Information shown -
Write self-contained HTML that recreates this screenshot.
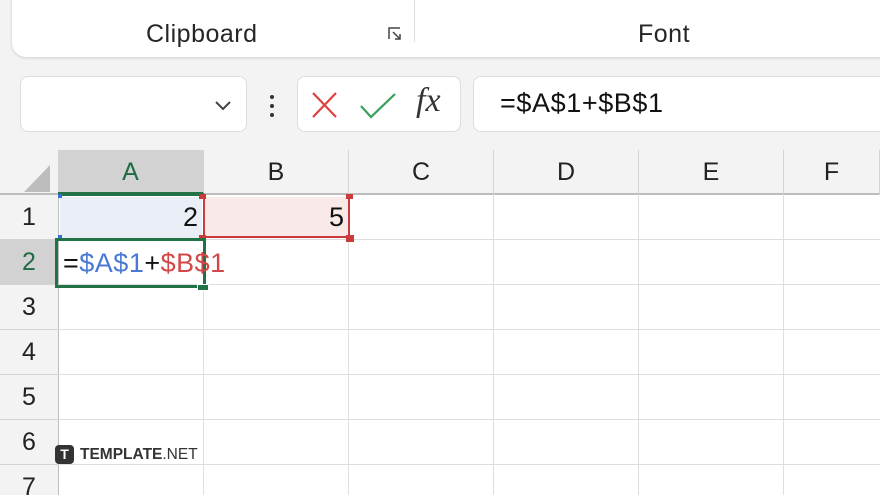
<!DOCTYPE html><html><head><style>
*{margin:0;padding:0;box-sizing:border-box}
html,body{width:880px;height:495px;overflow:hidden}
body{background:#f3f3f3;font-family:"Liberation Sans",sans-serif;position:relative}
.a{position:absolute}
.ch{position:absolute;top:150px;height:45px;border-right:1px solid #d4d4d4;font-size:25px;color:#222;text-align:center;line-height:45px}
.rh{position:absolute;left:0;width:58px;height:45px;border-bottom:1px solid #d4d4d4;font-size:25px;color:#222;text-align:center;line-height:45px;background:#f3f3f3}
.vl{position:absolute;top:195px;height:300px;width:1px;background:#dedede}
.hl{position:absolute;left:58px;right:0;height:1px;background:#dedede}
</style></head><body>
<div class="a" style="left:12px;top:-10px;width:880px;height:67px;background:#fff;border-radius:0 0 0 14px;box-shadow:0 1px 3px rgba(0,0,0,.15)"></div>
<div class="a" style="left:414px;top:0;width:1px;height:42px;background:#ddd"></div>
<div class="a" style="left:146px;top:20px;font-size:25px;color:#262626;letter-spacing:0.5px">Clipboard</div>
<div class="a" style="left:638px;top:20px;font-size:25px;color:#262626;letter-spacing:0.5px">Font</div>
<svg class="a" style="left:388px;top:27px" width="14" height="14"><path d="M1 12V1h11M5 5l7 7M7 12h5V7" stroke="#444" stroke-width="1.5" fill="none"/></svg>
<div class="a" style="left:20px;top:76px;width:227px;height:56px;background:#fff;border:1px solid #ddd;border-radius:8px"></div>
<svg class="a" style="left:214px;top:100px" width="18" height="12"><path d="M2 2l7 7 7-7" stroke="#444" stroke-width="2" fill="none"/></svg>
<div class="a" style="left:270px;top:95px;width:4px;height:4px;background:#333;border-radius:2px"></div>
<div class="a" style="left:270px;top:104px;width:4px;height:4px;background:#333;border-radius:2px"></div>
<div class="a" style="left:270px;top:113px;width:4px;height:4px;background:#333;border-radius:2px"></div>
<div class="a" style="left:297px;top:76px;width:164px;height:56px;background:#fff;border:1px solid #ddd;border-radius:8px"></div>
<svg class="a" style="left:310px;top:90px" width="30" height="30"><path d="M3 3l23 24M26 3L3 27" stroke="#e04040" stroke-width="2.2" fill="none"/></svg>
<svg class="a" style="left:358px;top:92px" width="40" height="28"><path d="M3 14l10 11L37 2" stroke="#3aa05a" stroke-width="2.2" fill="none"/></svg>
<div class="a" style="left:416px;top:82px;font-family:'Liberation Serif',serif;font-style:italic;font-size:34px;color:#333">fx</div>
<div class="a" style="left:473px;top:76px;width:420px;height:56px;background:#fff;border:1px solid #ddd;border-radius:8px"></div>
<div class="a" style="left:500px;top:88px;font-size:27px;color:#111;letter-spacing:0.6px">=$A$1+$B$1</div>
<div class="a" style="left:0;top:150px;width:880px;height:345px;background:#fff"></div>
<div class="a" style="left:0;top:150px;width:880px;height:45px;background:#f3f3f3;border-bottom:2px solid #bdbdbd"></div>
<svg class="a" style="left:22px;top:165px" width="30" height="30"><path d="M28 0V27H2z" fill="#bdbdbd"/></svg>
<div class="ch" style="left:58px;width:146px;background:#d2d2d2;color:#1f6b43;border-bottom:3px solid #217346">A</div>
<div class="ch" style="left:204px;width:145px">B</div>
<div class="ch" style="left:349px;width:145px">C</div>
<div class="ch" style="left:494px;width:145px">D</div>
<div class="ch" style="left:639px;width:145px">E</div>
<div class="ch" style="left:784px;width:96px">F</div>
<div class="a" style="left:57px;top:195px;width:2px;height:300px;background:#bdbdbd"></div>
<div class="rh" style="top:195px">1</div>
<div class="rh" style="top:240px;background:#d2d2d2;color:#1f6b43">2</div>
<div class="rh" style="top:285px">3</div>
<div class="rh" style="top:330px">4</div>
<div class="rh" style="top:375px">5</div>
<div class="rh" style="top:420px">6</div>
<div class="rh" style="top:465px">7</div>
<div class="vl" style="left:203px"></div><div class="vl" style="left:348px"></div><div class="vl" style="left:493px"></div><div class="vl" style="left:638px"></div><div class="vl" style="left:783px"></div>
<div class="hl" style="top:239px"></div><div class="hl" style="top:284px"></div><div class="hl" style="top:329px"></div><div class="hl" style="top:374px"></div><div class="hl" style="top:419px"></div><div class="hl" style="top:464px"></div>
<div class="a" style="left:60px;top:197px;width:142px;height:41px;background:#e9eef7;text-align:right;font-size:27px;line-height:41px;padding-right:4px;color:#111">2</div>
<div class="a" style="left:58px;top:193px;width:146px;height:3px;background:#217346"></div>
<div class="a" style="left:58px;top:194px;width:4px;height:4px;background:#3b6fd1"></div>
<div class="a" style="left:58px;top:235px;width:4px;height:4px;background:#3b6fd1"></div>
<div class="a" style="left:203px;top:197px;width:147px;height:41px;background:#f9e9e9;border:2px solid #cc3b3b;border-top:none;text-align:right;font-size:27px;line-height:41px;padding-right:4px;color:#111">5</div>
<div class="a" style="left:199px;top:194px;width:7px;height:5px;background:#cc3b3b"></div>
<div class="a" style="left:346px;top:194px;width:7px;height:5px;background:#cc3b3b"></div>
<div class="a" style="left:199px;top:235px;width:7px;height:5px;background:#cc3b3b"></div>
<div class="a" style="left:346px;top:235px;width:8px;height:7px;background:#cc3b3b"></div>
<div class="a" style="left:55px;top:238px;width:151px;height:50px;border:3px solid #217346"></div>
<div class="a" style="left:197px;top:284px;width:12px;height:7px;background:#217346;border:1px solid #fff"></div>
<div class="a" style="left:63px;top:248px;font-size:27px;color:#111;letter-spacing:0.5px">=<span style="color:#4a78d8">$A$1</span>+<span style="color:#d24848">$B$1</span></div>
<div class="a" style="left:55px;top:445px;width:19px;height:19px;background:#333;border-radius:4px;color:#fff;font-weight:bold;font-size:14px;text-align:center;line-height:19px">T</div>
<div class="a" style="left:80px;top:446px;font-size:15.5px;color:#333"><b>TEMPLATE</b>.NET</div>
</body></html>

Problem -
Quote the data above in full and without alteration; skip the pictures.

Exercise result -
Write self-contained HTML that recreates this screenshot.
<!DOCTYPE html><html><head><style>
*{margin:0;padding:0;box-sizing:border-box}
html,body{width:880px;height:495px;overflow:hidden}
body{background:#f3f3f3;font-family:"Liberation Sans",sans-serif;position:relative}
.a{position:absolute}
.ch{position:absolute;top:150px;height:45px;border-right:1px solid #d4d4d4;font-size:25px;color:#222;text-align:center;line-height:45px}
.rh{position:absolute;left:0;width:58px;height:45px;border-bottom:1px solid #d4d4d4;font-size:25px;color:#222;text-align:center;line-height:45px;background:#f3f3f3}
.vl{position:absolute;top:195px;height:300px;width:1px;background:#dedede}
.hl{position:absolute;left:58px;right:0;height:1px;background:#dedede}
</style></head><body>
<div class="a" style="left:12px;top:-10px;width:880px;height:67px;background:#fff;border-radius:0 0 0 14px;box-shadow:0 1px 3px rgba(0,0,0,.15)"></div>
<div class="a" style="left:414px;top:0;width:1px;height:42px;background:#ddd"></div>
<div class="a" style="left:146px;top:20px;font-size:25px;color:#262626;letter-spacing:0.5px">Clipboard</div>
<div class="a" style="left:638px;top:20px;font-size:25px;color:#262626;letter-spacing:0.5px">Font</div>
<svg class="a" style="left:388px;top:27px" width="14" height="14"><path d="M1 12V1h11M5 5l7 7M7 12h5V7" stroke="#444" stroke-width="1.5" fill="none"/></svg>
<div class="a" style="left:20px;top:76px;width:227px;height:56px;background:#fff;border:1px solid #ddd;border-radius:8px"></div>
<svg class="a" style="left:214px;top:100px" width="18" height="12"><path d="M2 2l7 7 7-7" stroke="#444" stroke-width="2" fill="none"/></svg>
<div class="a" style="left:270px;top:95px;width:4px;height:4px;background:#333;border-radius:2px"></div>
<div class="a" style="left:270px;top:104px;width:4px;height:4px;background:#333;border-radius:2px"></div>
<div class="a" style="left:270px;top:113px;width:4px;height:4px;background:#333;border-radius:2px"></div>
<div class="a" style="left:297px;top:76px;width:164px;height:56px;background:#fff;border:1px solid #ddd;border-radius:8px"></div>
<svg class="a" style="left:310px;top:90px" width="30" height="30"><path d="M3 3l23 24M26 3L3 27" stroke="#e04040" stroke-width="2.2" fill="none"/></svg>
<svg class="a" style="left:358px;top:92px" width="40" height="28"><path d="M3 14l10 11L37 2" stroke="#3aa05a" stroke-width="2.2" fill="none"/></svg>
<div class="a" style="left:416px;top:82px;font-family:'Liberation Serif',serif;font-style:italic;font-size:34px;color:#333">fx</div>
<div class="a" style="left:473px;top:76px;width:420px;height:56px;background:#fff;border:1px solid #ddd;border-radius:8px"></div>
<div class="a" style="left:500px;top:88px;font-size:27px;color:#111;letter-spacing:0.6px">=$A$1+$B$1</div>
<div class="a" style="left:0;top:150px;width:880px;height:345px;background:#fff"></div>
<div class="a" style="left:0;top:150px;width:880px;height:45px;background:#f3f3f3;border-bottom:2px solid #bdbdbd"></div>
<svg class="a" style="left:22px;top:165px" width="30" height="30"><path d="M28 0V27H2z" fill="#bdbdbd"/></svg>
<div class="ch" style="left:58px;width:146px;background:#d2d2d2;color:#1f6b43;border-bottom:3px solid #217346">A</div>
<div class="ch" style="left:204px;width:145px">B</div>
<div class="ch" style="left:349px;width:145px">C</div>
<div class="ch" style="left:494px;width:145px">D</div>
<div class="ch" style="left:639px;width:145px">E</div>
<div class="ch" style="left:784px;width:96px">F</div>
<div class="a" style="left:57px;top:195px;width:2px;height:300px;background:#bdbdbd"></div>
<div class="rh" style="top:195px">1</div>
<div class="rh" style="top:240px;background:#d2d2d2;color:#1f6b43">2</div>
<div class="rh" style="top:285px">3</div>
<div class="rh" style="top:330px">4</div>
<div class="rh" style="top:375px">5</div>
<div class="rh" style="top:420px">6</div>
<div class="rh" style="top:465px">7</div>
<div class="vl" style="left:203px"></div><div class="vl" style="left:348px"></div><div class="vl" style="left:493px"></div><div class="vl" style="left:638px"></div><div class="vl" style="left:783px"></div>
<div class="hl" style="top:239px"></div><div class="hl" style="top:284px"></div><div class="hl" style="top:329px"></div><div class="hl" style="top:374px"></div><div class="hl" style="top:419px"></div><div class="hl" style="top:464px"></div>
<div class="a" style="left:60px;top:197px;width:142px;height:41px;background:#e9eef7;text-align:right;font-size:27px;line-height:41px;padding-right:4px;color:#111">2</div>
<div class="a" style="left:58px;top:193px;width:146px;height:3px;background:#217346"></div>
<div class="a" style="left:58px;top:194px;width:4px;height:4px;background:#3b6fd1"></div>
<div class="a" style="left:58px;top:235px;width:4px;height:4px;background:#3b6fd1"></div>
<div class="a" style="left:203px;top:197px;width:147px;height:41px;background:#f9e9e9;border:2px solid #cc3b3b;border-top:none;text-align:right;font-size:27px;line-height:41px;padding-right:4px;color:#111">5</div>
<div class="a" style="left:199px;top:194px;width:7px;height:5px;background:#cc3b3b"></div>
<div class="a" style="left:346px;top:194px;width:7px;height:5px;background:#cc3b3b"></div>
<div class="a" style="left:199px;top:235px;width:7px;height:5px;background:#cc3b3b"></div>
<div class="a" style="left:346px;top:235px;width:8px;height:7px;background:#cc3b3b"></div>
<div class="a" style="left:55px;top:238px;width:151px;height:50px;border:3px solid #217346"></div>
<div class="a" style="left:197px;top:284px;width:12px;height:7px;background:#217346;border:1px solid #fff"></div>
<div class="a" style="left:63px;top:248px;font-size:27px;color:#111;letter-spacing:0.5px">=<span style="color:#4a78d8">$A$1</span>+<span style="color:#d24848">$B$1</span></div>
<div class="a" style="left:55px;top:445px;width:19px;height:19px;background:#333;border-radius:4px;color:#fff;font-weight:bold;font-size:14px;text-align:center;line-height:19px">T</div>
<div class="a" style="left:80px;top:446px;font-size:15.5px;color:#333"><b>TEMPLATE</b>.NET</div>
</body></html>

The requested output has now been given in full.